En février, suite à un coup de hache qui n'atteignit sa
cible qu'avec le manche, « ma bataille » eut les côtes fêlées...C'est ballot,
d'autant que cela retarda considérablement le traitement du solde mensuel.
Février fut un mois particulièrement dense pour « ma bataille », il eut toutes
les peines du monde à mobiliser des solutions pour le fermage mensuel. Son
deuxième fils ayant été pris par la patrouille dans une rixe urbaine, condamné
à de la prison ferme, « ma bataille » se retrouvait à devoir avancer les frais
d'avocats... C'est ballot d'autant plus que mars arrivait à grand pas...

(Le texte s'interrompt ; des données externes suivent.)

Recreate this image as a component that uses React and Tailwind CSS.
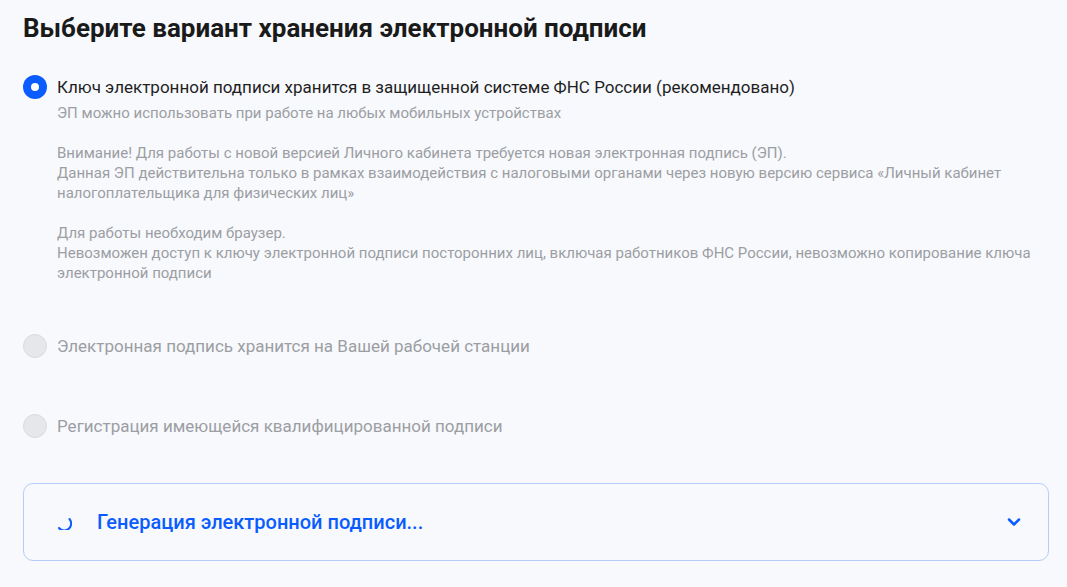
import { ChevronDown } from "lucide-react";

const Radio = ({ checked }) =>
  checked ? (
    <span className="flex size-6 shrink-0 items-center justify-center rounded-full bg-[#0b5cff]">
      <span className="size-2 rounded-full bg-white" />
    </span>
  ) : (
    <span className="size-6 shrink-0 rounded-full border border-[#d9dbe0] bg-[#e6e7ea]" />
  );

const Option = ({ checked, label, children }) => (
  <div className="flex gap-[10px]">
    <Radio checked={checked} />
    <div className="min-w-0">
      <div className={`text-[17px] leading-6 ${checked ? "text-[#1f1f1f]" : "text-[#9c9ea3]"}`}>{label}</div>
      {children}
    </div>
  </div>
);

export default function App() {
  return (
    <div className="min-h-screen bg-[#f7f9fd] pl-[23px] pr-[18px] pt-[12px] pb-6 font-['Roboto',sans-serif]">
      <h1 className="text-[26px] font-bold leading-8 text-[#1a1a1a]">
        Выберите вариант хранения электронной подписи
      </h1>

      <div className="mt-[31px] flex flex-col">
        <Option checked label="Ключ электронной подписи хранится в защищенной системе ФНС России (рекомендовано)">
          <div className="mt-1 text-[15px] leading-5 text-[#9c9ea3]">
            <p>ЭП можно использовать при работе на любых мобильных устройствах</p>
            <p className="mt-5">Внимание! Для работы с новой версией Личного кабинета требуется новая электронная подпись (ЭП).</p>
            <p>
              Данная ЭП действительна только в рамках взаимодействия с налоговыми органами через новую версию сервиса «Личный кабинет
              налогоплательщика для физических лиц»
            </p>
            <p className="mt-5">Для работы необходим браузер.</p>
            <p>
              Невозможен доступ к ключу электронной подписи посторонних лиц, включая работников ФНС России, невозможно копирование ключа
              электронной подписи
            </p>
          </div>
        </Option>

        <div className="mt-[51px]">
          <Option label="Электронная подпись хранится на Вашей рабочей станции" />
        </div>
        <div className="mt-14">
          <Option label="Регистрация имеющейся квалифицированной подписи" />
        </div>
      </div>

      <div className="mt-[45px] flex h-[78px] items-center rounded-[10px] border border-[#b6cdfb] pl-[32px] pr-[24px]">
        <svg width="16" height="16" viewBox="0 0 16 16" className="shrink-0 text-[#0b5cff]">
          <path d="M13.5 5 A6.5 6.5 0 0 1 3 14" fill="none" stroke="currentColor" strokeWidth="2" strokeLinecap="round" />
        </svg>
        <span className="ml-[25px] flex-1 text-[20px] font-medium text-[#0b5cff]">Генерация электронной подписи...</span>
        <ChevronDown className="size-5 text-[#0b5cff]" strokeWidth={3} />
      </div>
    </div>
  );
}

Ne comprenant pas pourquoi je n'avais aucune nouvelle de «
ma bataille » au 15 du mois, Irène furibonde reprit le dossier avec fracas.
Elle obtint immédiatement l'assurance d'un virement du montant du louage au
lendemain. Évidemment il n'en fut rien. Un peu naïve, elle aussi, sur le coup.
Il s’acquitta néanmoins (ne jetons pas la pierre) de la moitié du terme et en
profita pour annoncer évidemment sans aucun préavis son intention de quitter
l'appartement prétextant qu'il n'y arrivait plus !! Ma perle locative se
rendait à l'évidence, mieux vaut tard que jamais me direz-vous. Il me reste le
sentiment, que tous les mois du monde n'auraient pas suffit pour qu'il soit, ne
serait-ce qu'une fois, à la hauteur de lui- même.
Peut importe, en avril ne te découvre pas d'un fil et reste
confiné chez toi sans le lourd fardeau d'un loyer encombrant. Une exemption
bienveillante. Si l'expérience locative ne joue pas en sa faveur, elle ne me
dispense surtout pas d'exemplarité.
« Ma bataille » (heureuse) ne connaît pas la
culpabilisation, épargner sa conscience, c'est rester insouciant, léger, c'est
maintenir aussi un système immunitaire solide.
Et à l'aune des
problèmes qui jalonnent continuellement
sa vie, mieux vaut avoir une bonne santé pour traverser la bataille sanitaire
qui nous habite !
Pour la Santa Capelina, je récupérerai les clefs de mon
logement, mon locataire partira sous d'autres cieux mener de nouvelles «
grandes » batailles que je lui souhaite plus glorieuses.